Par Judith Cavallo
L’Indonésie proclame son indépendance en 1945, peu de temps « après la capitulation de l’occupant japonais » (Guay 2016). Suite à de nombreux conflits mêlant le dirigeant Soekarno aux communistes, le général Mohammed Suharto s’impose comme l’homme fort du pays, et devient alors le chef de l’état. Ce dernier instaure un régime politique autoritaire, sanglant et corrompu, interdisant une majorité des partis politiques.
De ce fait, le pouvoir du Parlement a été fortement réduit, rendant le pouvoir de Suharto encore plus important.
De plus, « le leader suprême était le “porte-parole” de la nation, et pouvait à ce titre se passer du verdict des urnes » (Bertrand 2001).

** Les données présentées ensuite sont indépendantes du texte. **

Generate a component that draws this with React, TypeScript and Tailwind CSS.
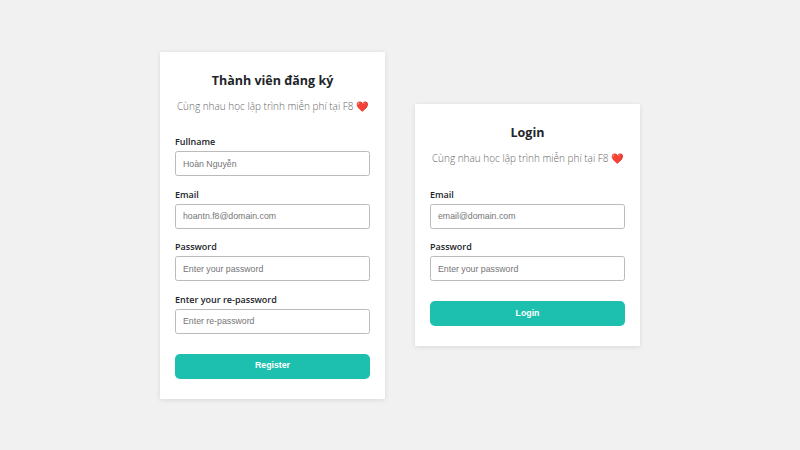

Suite à cette centralisation extrême des pouvoirs, le général Suharto, sous la pression internationale, est contraint de libéraliser le régime politique, bien que cette libéralisation reste très limitée. Cependant, peu de temps après cette dernière, de 1993 à 1996, le régime se durcit de plus en plus, le gouvernement fonctionne avec une « police secrète » et « trois partis sont autorisés seulement » et toutes contestations sont bannies (Pomonti 2008). Avec ces nombreuses affaires de corruptions et l’extrême violence de la milice, de 1996 jusqu’à la démission du chef d’état tyrannique, une vague de protestation va être menée et ce, notamment par les étudiants en 1998. Un mouvement d’opposition dirigé par le Parti démocratique indonésien (PDI) va émerger avec le soutient de la population ainsi que la communauté internationale. Le régime de Suharto connaissant une crise interne et des contestations populaires empêcheront la réélection de ce dernier et le mènera à démissionner.
À la suite de ces nombreux évènements, la transition démocratique va pouvoir se mettre en marche. De ce fait, « le 7 juin 1999, l’Indonésie a connu son premier scrutin libre depuis 1955. Puisque en effet, de 1959 à 1965, le Président Sukarno avait en effet institué un régime dit de “Démocratie Guidée” dans lequel le multipartisme était jugé contradictoire avec la poursuite du processus de construction nationale » (Bertrand 2001). Cependant, la transition démocratique de l’Indonésie va se faire de manière progressive, avec la succession de plusieurs Présidents élus démocratiquement par la population.
Le Président indonésien qui succède à Suharto, Jusuf Habibie, en fonction de mai à décembre 1998, restaure le multipartisme, la liberté de presse, augmente le nombre de pourcentage d’élus dans les deux chambres du parlement et propose un projet de référendum sur la question de l’indépendance du Timor oriental.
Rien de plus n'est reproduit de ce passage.